Kara March 6, 2009 at 10:36 am

Read the articles linked below: They express my feelings perfectly. I do unsub from blogs that only publish partial feeds. Between the personal blogs and the professional blogs that I follow, I probably am subscribed to over 200 of them. If you make me break out of my reading mode to click to your site, then you’re gone. See ya. I don’t have time.

OTOH, if you publish full feeds and I regularly find useful and interesting stuff on your blog, I’m more likely to go visit your site once in a while or click on an embedded link or go to leave a comment (like I just have).

http://winextra.com/index.php/2008/12/10/dont-you-get-it-yet-partial-feeds-kill-readership/

http://www.seomoz.org/ugc/dont-make-me-clink-5-reasons-you-should-publish-full-rss-feeds

asithi March 6, 2009 at 11:55 am

@Kara – Understand the sentiment. I am subscribed to about 100 blogs myself. Thank you for taking the time to comment and leaving the links. I am still on the fence with this one. It is not the revenue or advertising argument for me as mentioned in those two links. It is the fact that scrappers might steal my content. I even get annoyed when my entire post is re-posted in another blog with a couple of sentences mentioning my site. If only there is a way to distinguish between a legitimate reader and a scrapper site. Now that would solve my problem nicely.

Jonathan Bailey March 10, 2009 at 7:13 pm

I wanted to make an offer to this post. Perhaps, rather than punishing legitimate readers, we should start punishing the spammers and scrapers that make truncated feeds so appealing.

Here is my advice, go ahead and use full feeds but parse your feed through FairShare (fairshare.cc) and track how your content is being used. If you see sites misusing your content, file DMCA notices with their hosts or with the search engines if that can’t work.

If there is any way I can help you with that, I’ll definitely do so, but I don’t think that truncated feeds are the answer, especially since the technology to scrape content from HTML already exists and is already being exploited by some spammers.

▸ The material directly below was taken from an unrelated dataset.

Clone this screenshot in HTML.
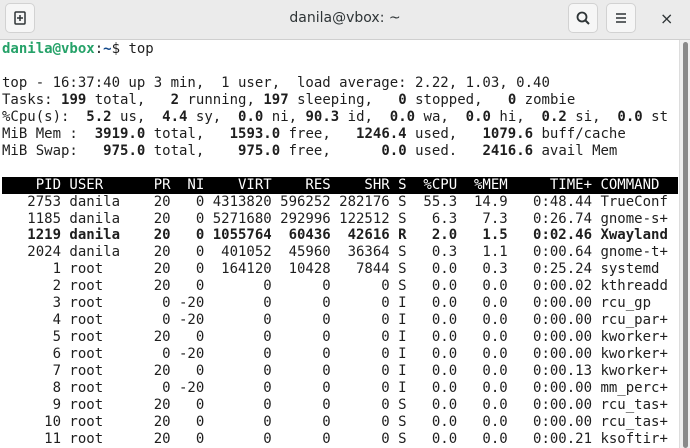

Just let me know how I can help!

Jonathan Baileys last blog post……Google’s DMCA Problem

asithi March 10, 2009 at 9:19 pm

@Jonathan Bailey – Thank you for your advice. I will check out fairshare. Bloggers on Blog Catalog have complained about how time consuming it is to file DMCA notices. I need a little more education on the process. I will need to spend some time on your site.

Barbara Holbrook October 8, 2009 at 11:37 pm

Hi Asithi,

I use OHZ Better Feed on my wordpress site. It strikes a better balance in the full posts or summary conundrum! I run three sites and it’s a constant battle to thwart the scrapers. The Better Feed plugin breaks the post at the “read more” tag. So, your readers get enough information to know if they want to read the story, but scrapers can’t take the whole thing.

This worked for me AND improved click-throughs to my sites. Hope it helps you.
.-= Barbara Holbrook´s last blog ..CSULB recognized for ‘Overall Performance’ in Fundraising =-.

asithi October 9, 2009 at 6:22 am

Barbara – Thank you for the advice. I will check it out.